(Items listed in a dataset)

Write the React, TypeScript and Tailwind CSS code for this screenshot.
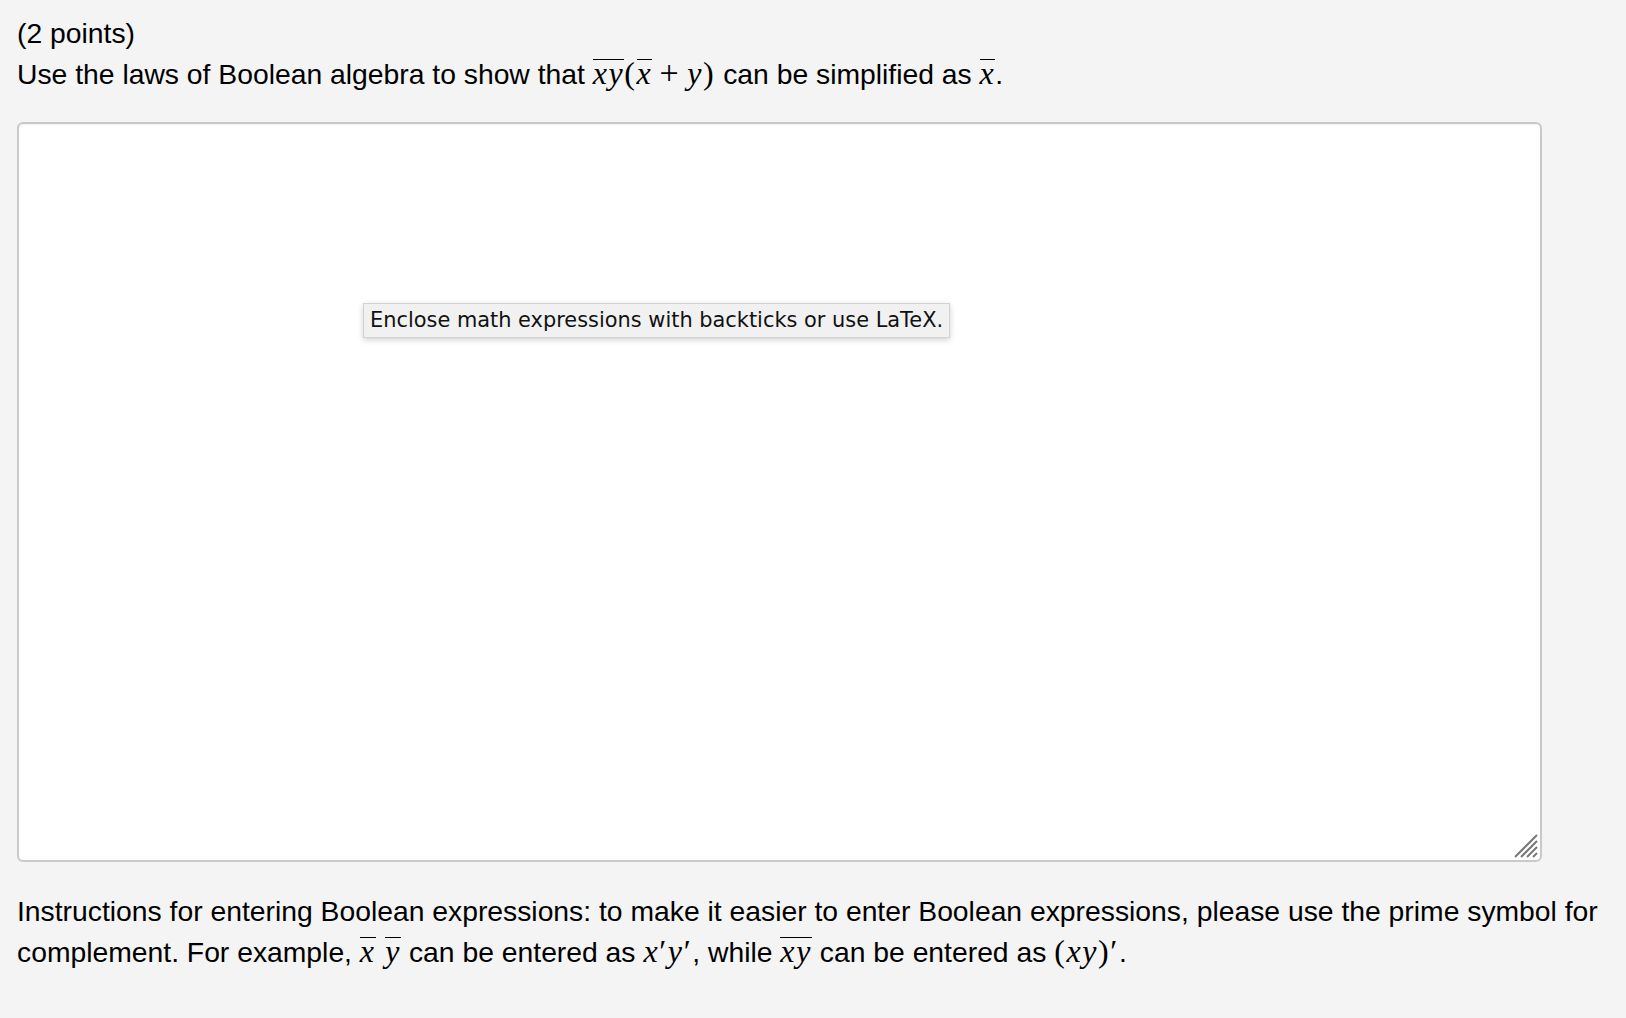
import React from "react";

type Kids = { children: React.ReactNode };

// overline used for the complement bars
const Bar = ({ children }: Kids) => (
  <span className="inline-block border-t-[1.5px] border-black leading-[0.82]">{children}</span>
);

const M = ({ children }: Kids) => (
  <span className="font-['Liberation_Serif',serif] text-[32px] tracking-[0.05em]">{children}</span>
);

const V = ({ children }: Kids) => <i className="italic">{children}</i>;

export default function App() {
  return (
    <div className="min-h-screen bg-[#f4f4f4] font-['Liberation_Sans',Arial,sans-serif] text-[28.3px] leading-[40px] text-black">
      <div className="border-b-2 border-[#e1e1e1] px-[17px] pt-[13px] pb-[46px]">
        <div>(2 points)</div>
        <div>
          Use the laws of Boolean algebra to show that{" "}
          <M>
            <Bar>
              <V>xy</V>
            </Bar>
            (
            <Bar>
              <V>x</V>
            </Bar>
            <span className="mx-[7px] text-[34px]">+</span>
            <V>y</V>)
          </M>{" "}
          can be simplified as{" "}
          <M>
            <Bar>
              <V>x</V>
            </Bar>
          </M>
          .
        </div>

        {/* answer box */}
        <div className="relative mt-[28px] h-[740px] w-[1525px]">
          <textarea className="block h-full w-full resize-none rounded-md border-2 border-[#c9c9c9] bg-white shadow-[inset_0_1px_2px_rgba(0,0,0,0.06)] outline-none" />
          <div className="absolute left-[346px] top-[181px] flex h-[35px] items-center border border-[#d2d2d2] bg-[#f1f1f1] px-[6px] font-['DejaVu_Sans',sans-serif] text-[20.9px] leading-none text-[#111] shadow-[0_2px_6px_rgba(0,0,0,0.18)]">
            Enclose math expressions with backticks or use LaTeX.
          </div>
          <svg
            className="absolute bottom-[4px] right-[4px]"
            width="24"
            height="24"
            viewBox="0 0 24 24"
            fill="none"
            stroke="#777"
            strokeWidth="2"
          >
            <path d="M1 23 L23 1" />
            <path d="M7 23 L23 7" />
            <path d="M13 23 L23 13" />
            <path d="M19 23 L23 19" />
          </svg>
        </div>

        <p className="mt-[29px]">
          Instructions for entering Boolean expressions: to make it easier to enter Boolean expressions, please use
          the prime symbol for complement. For example,{" "}
          <M>
            <Bar>
              <V>x</V>
            </Bar>{" "}
            <Bar>
              <V>y</V>
            </Bar>
          </M>{" "}
          can be entered as{" "}
          <M>
            <V>x</V>′<V>y</V>′
          </M>
          , while{" "}
          <M>
            <Bar>
              <V>xy</V>
            </Bar>
          </M>{" "}
          can be entered as{" "}
          <M>
            (<V>xy</V>)′
          </M>
          .
        </p>
      </div>
    </div>
  );
}
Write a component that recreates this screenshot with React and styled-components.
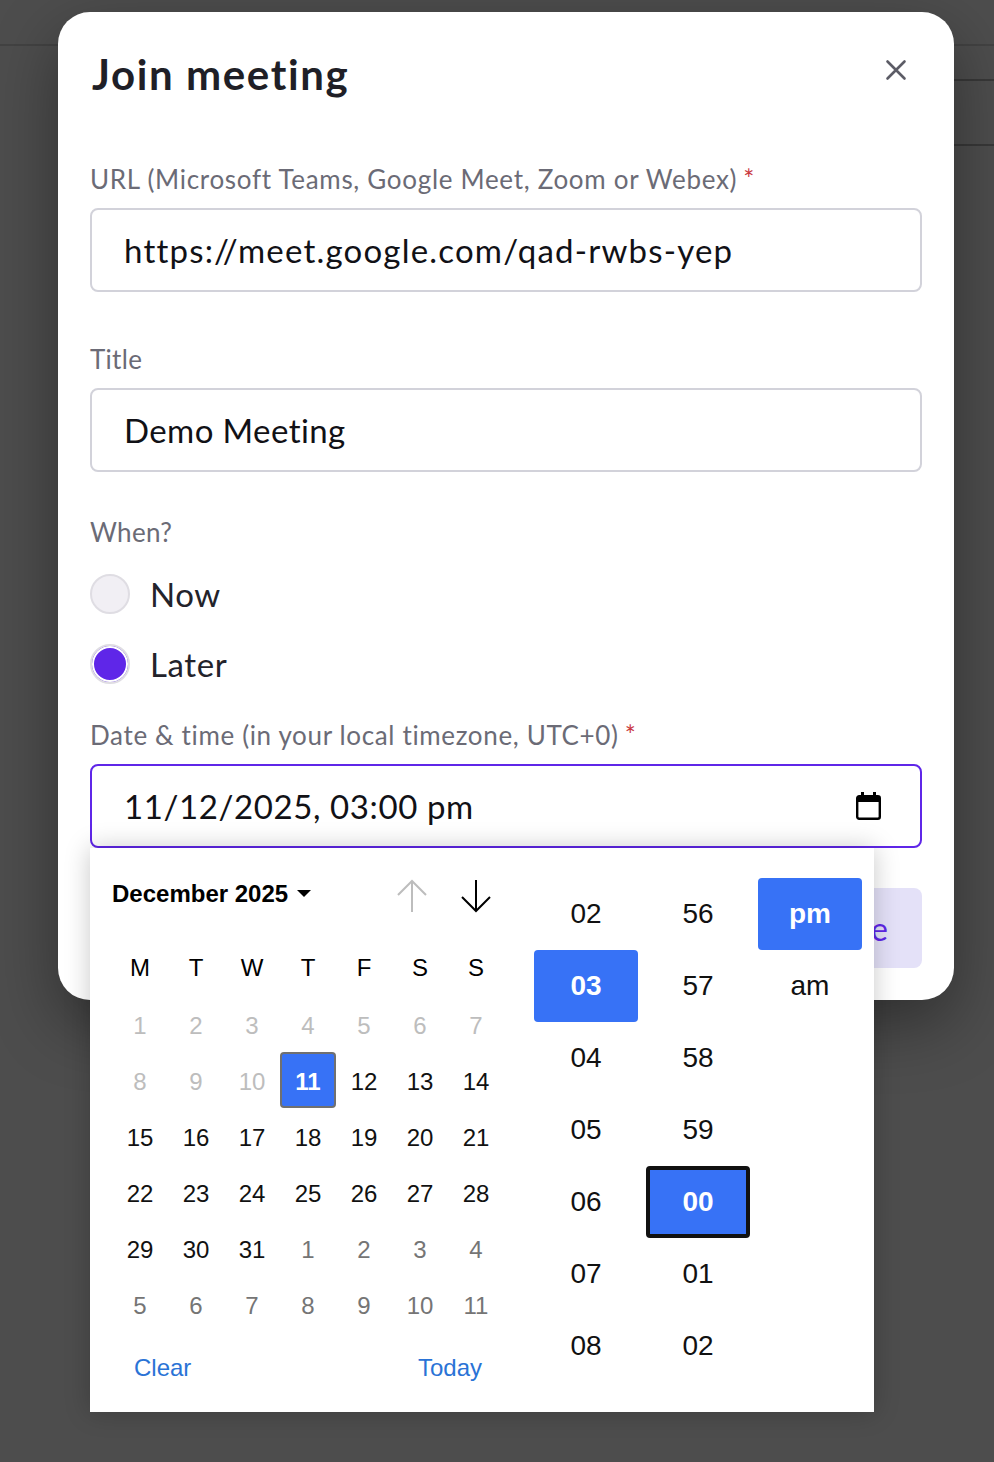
import React from "react";
import styled, { createGlobalStyle } from "styled-components";

const GlobalStyle = createGlobalStyle`
  html, body {
    margin: 0;
    padding: 0;
    background: #4d4d4d;
  }
  * {
    box-sizing: border-box;
  }
`;

const uiFont = `"Lato", "Noto Sans", sans-serif`;
const pickerFont = `"Liberation Sans", Arial, sans-serif`;

const weekDays = ["M", "T", "W", "T", "F", "S", "S"];

const days = [
  ...[1, 2, 3, 4, 5, 6, 7, 8, 9, 10].map((n) => ({ n, kind: "disabled" })),
  { n: 11, kind: "selected" },
  ...Array.from({ length: 20 }, (_, i) => ({ n: i + 12, kind: "normal" })),
  ...[1, 2, 3, 4, 5, 6, 7, 8, 9, 10, 11].map((n) => ({ n, kind: "other" })),
];

const dayColors = {
  disabled: "#bdbdbd",
  normal: "#111111",
  other: "#757575",
  selected: "#ffffff",
};

const hours = ["02", "03", "04", "05", "06", "07", "08"];
const minutes = ["56", "57", "58", "59", "00", "01", "02"];

const Page = styled.div`
  position: relative;
  width: 994px;
  height: 1462px;
  overflow: hidden;
  background: #4d4d4d;
`;

const BackHeader = styled.div`
  height: 46px;
  border-bottom: 2px solid #424242;
`;

const BackRow = styled.div`
  height: ${(p) => p.$h}px;
  margin-left: 954px;
  border-bottom: 2px solid #383838;
`;

const Modal = styled.div`
  position: absolute;
  top: 12px;
  left: 58px;
  width: 896px;
  height: 988px;
  padding: 0 32px;
  background: #ffffff;
  border-radius: 32px;
  box-shadow: 0 24px 64px rgba(0, 0, 0, 0.38);
  font-family: ${uiFont};
  font-variant-ligatures: none;
`;

const ModalHeader = styled.div`
  display: flex;
  justify-content: space-between;
  align-items: flex-start;
  height: 150px;
  padding-top: 36px;
`;

const Title = styled.h1`
  margin: 0 0 0 2px;
  font-size: 42px;
  line-height: 52px;
  font-weight: 700;
  letter-spacing: 1.6px;
  color: #1f1f27;
`;

const CloseButton = styled.button`
  display: flex;
  margin: 10px 14px 0 0;
  padding: 0;
  border: 0;
  background: none;
  color: #5c5c66;
`;

const Label = styled.label`
  display: block;
  font-size: 26px;
  line-height: 34px;
  font-weight: 400;
  letter-spacing: ${(p) => p.$spacing ?? 0.7}px;
  color: #6b6b76;
`;

const Required = styled.span`
  margin-left: 6px;
  color: #c9383f;
  font-size: 26px;
`;

const Field = styled.div`
  display: flex;
  align-items: center;
  justify-content: space-between;
  height: 84px;
  margin-top: 12px;
  padding: 0 32px;
  border: 2px solid ${(p) => (p.$focused ? "#5f26e8" : "#d2d2da")};
  border-radius: 8px;
  font-size: 33px;
  color: #111116;
  letter-spacing: ${(p) => p.$spacing}px;
`;

const FieldGroup = styled.div`
  margin-top: ${(p) => p.$mt || 0}px;
  margin-bottom: ${(p) => p.$mb || 0}px;
`;

const RadioRow = styled.div`
  display: flex;
  align-items: center;
  gap: 20px;
  height: 40px;
  margin-top: ${(p) => p.$mt}px;
  font-size: 33px;
  letter-spacing: 0.6px;
  color: #23232b;
`;

const Radio = styled.span`
  width: 40px;
  height: 40px;
  border-radius: 50%;
  border: 2px solid #dfdde3;
  background: ${(p) => (p.$checked ? "#5f26e8" : "#f1eff4")};
  box-shadow: ${(p) => (p.$checked ? "inset 0 0 0 2px #ffffff" : "none")};
`;

const Footer = styled.div`
  display: flex;
  justify-content: flex-end;
  margin-top: 40px;
`;

const SubmitButton = styled.button`
  height: 80px;
  padding: 0 34px;
  border: 0;
  border-radius: 8px;
  background: #e4e1f8;
  color: #5f26e8;
  font-family: ${uiFont};
  font-size: 32px;
`;

const Popover = styled.div`
  position: absolute;
  top: 848px;
  left: 90px;
  display: flex;
  width: 784px;
  height: 564px;
  background: #ffffff;
  box-shadow: 0 0 24px rgba(0, 0, 0, 0.22);
  font-family: ${pickerFont};
  color: #111111;
`;

const Calendar = styled.div`
  width: 436px;
  padding: 0 22px;
`;

const CalendarHead = styled.div`
  display: flex;
  align-items: center;
  height: 92px;
  margin-right: -4px;
`;

const MonthLabel = styled.div`
  display: flex;
  align-items: center;
  gap: 9px;
  flex: 1;
  font-size: 24px;
  font-weight: 700;
  color: #000000;
`;

const Caret = styled.span`
  width: 0;
  height: 0;
  margin-top: -2px;
  border-left: 7px solid transparent;
  border-right: 7px solid transparent;
  border-top: 7px solid #000000;
`;

const ArrowSlot = styled.span`
  display: flex;
  justify-content: center;
  width: 64px;
  margin-top: 4px;
  color: ${(p) => (p.$muted ? "#bdbdbd" : "#000000")};
`;

const Grid = styled.div`
  display: grid;
  grid-template-columns: repeat(7, 56px);
  grid-auto-rows: 56px;
`;

const WeekDay = styled.div`
  display: flex;
  align-items: center;
  justify-content: center;
  font-size: 24px;
  color: #000000;
`;

const Day = styled.div`
  display: flex;
  align-items: center;
  justify-content: center;
  padding-top: 3px;
  font-size: 24px;
  color: ${(p) => dayColors[p.$kind]};
  font-weight: ${(p) => (p.$kind === "selected" ? 700 : 400)};
  background: ${(p) => (p.$kind === "selected" ? "#3772f6" : "transparent")};
  border: ${(p) => (p.$kind === "selected" ? "2px solid #707070" : "0")};
  border-radius: 4px;
`;

const CalendarFoot = styled.div`
  display: flex;
  justify-content: space-between;
  margin-top: 19px;
  padding: 0 22px;
  font-size: 24px;
  line-height: 34px;
  color: #2a73d6;
`;

const TimeColumns = styled.div`
  display: flex;
  gap: 8px;
  padding: 30px 0 0 8px;
`;

const TimeColumn = styled.div`
  display: flex;
  flex-direction: column;
  width: 104px;
`;

const TimeItem = styled.div`
  display: flex;
  align-items: center;
  justify-content: center;
  height: 72px;
  border-radius: 4px;
  font-size: 28px;
  font-weight: ${(p) => (p.$active ? 700 : 400)};
  color: ${(p) => (p.$active ? "#ffffff" : "#111111")};
  background: ${(p) => (p.$active ? "#3772f6" : "transparent")};
  border: ${(p) => (p.$focus ? "4px solid #111111" : "0")};
`;

const CalendarGlyph = styled.svg`
  margin-right: 7px;
`;

const CloseIcon = () => (
  <svg width="24" height="24" viewBox="0 0 24 24" fill="none" stroke="currentColor" strokeWidth="2.6" strokeLinecap="round">
    <path d="M3.5 3.5l17 17M20.5 3.5l-17 17" />
  </svg>
);

const CalendarIcon = () => (
  <CalendarGlyph width="25" height="28" viewBox="0 0 25 28" fill="none">
    <rect x="1.2" y="4.2" width="22.6" height="22.6" rx="2" stroke="#000" strokeWidth="2.4" />
    <path d="M2 4h21v6H2zM5 0h3v4H5zM17 0h3v4h-3z" fill="#000" />
  </CalendarGlyph>
);

const ArrowUp = () => (
  <svg width="32" height="34" viewBox="0 0 32 34" fill="none" stroke="currentColor" strokeWidth="2">
    <path d="M16 33V2M2 16L16 2l14 14" />
  </svg>
);

const ArrowDown = () => (
  <svg width="32" height="34" viewBox="0 0 32 34" fill="none" stroke="currentColor" strokeWidth="2">
    <path d="M16 1v31M2 18l14 14 14-14" />
  </svg>
);

const App = () => {
  return (
    <>
      <GlobalStyle />
      <Page>
        <BackHeader />
        <BackRow $h={35} />
        <BackRow $h={65} />

        <Modal>
          <ModalHeader>
            <Title>Join meeting</Title>
            <CloseButton>
              <CloseIcon />
            </CloseButton>
          </ModalHeader>

          <FieldGroup $mb={50}>
            <Label>
              URL (Microsoft Teams, Google Meet, Zoom or Webex)
              <Required>*</Required>
            </Label>
            <Field $spacing={1.2}>https://meet.google.com/qad-rwbs-yep</Field>
          </FieldGroup>

          <FieldGroup $mb={43}>
            <Label $spacing={0.3}>Title</Label>
            <Field $spacing={0.4}>Demo Meeting</Field>
          </FieldGroup>

          <Label $spacing={0.3}>When?</Label>
          <RadioRow $mt={25}>
            <Radio />
            Now
          </RadioRow>
          <RadioRow $mt={30}>
            <Radio $checked />
            Later
          </RadioRow>

          <FieldGroup $mt={34}>
            <Label $spacing={0.65}>
              Date &amp; time (in your local timezone, UTC+0)
              <Required>*</Required>
            </Label>
            <Field $focused $spacing={0.6}>
              11/12/2025, 03:00 pm
              <CalendarIcon />
            </Field>
          </FieldGroup>

          <Footer>
            <SubmitButton>Schedule</SubmitButton>
          </Footer>
        </Modal>

        <Popover>
          <Calendar>
            <CalendarHead>
              <MonthLabel>
                December 2025
                <Caret />
              </MonthLabel>
              <ArrowSlot $muted>
                <ArrowUp />
              </ArrowSlot>
              <ArrowSlot>
                <ArrowDown />
              </ArrowSlot>
            </CalendarHead>
            <Grid>
              {weekDays.map((d, i) => (
                <WeekDay key={i}>{d}</WeekDay>
              ))}
              {days.map((d, i) => (
                <Day key={i} $kind={d.kind}>
                  {d.n}
                </Day>
              ))}
            </Grid>
            <CalendarFoot>
              <span>Clear</span>
              <span>Today</span>
            </CalendarFoot>
          </Calendar>
          <TimeColumns>
            <TimeColumn>
              {hours.map((h) => (
                <TimeItem key={h} $active={h === "03"}>
                  {h}
                </TimeItem>
              ))}
            </TimeColumn>
            <TimeColumn>
              {minutes.map((m) => (
                <TimeItem key={m} $active={m === "00"} $focus={m === "00"}>
                  {m}
                </TimeItem>
              ))}
            </TimeColumn>
            <TimeColumn>
              <TimeItem $active>pm</TimeItem>
              <TimeItem>am</TimeItem>
            </TimeColumn>
          </TimeColumns>
        </Popover>
      </Page>
    </>
  );
};

export default App;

--- PROBLEM REQUIREMENTS ---
Your task is to pick out every line with the string "that" and copy it.

--- EXERCISE RESULT ---
          Use the laws of Boolean algebra to show that{" "}
Write a component that recreates this screenshot with React and styled-components.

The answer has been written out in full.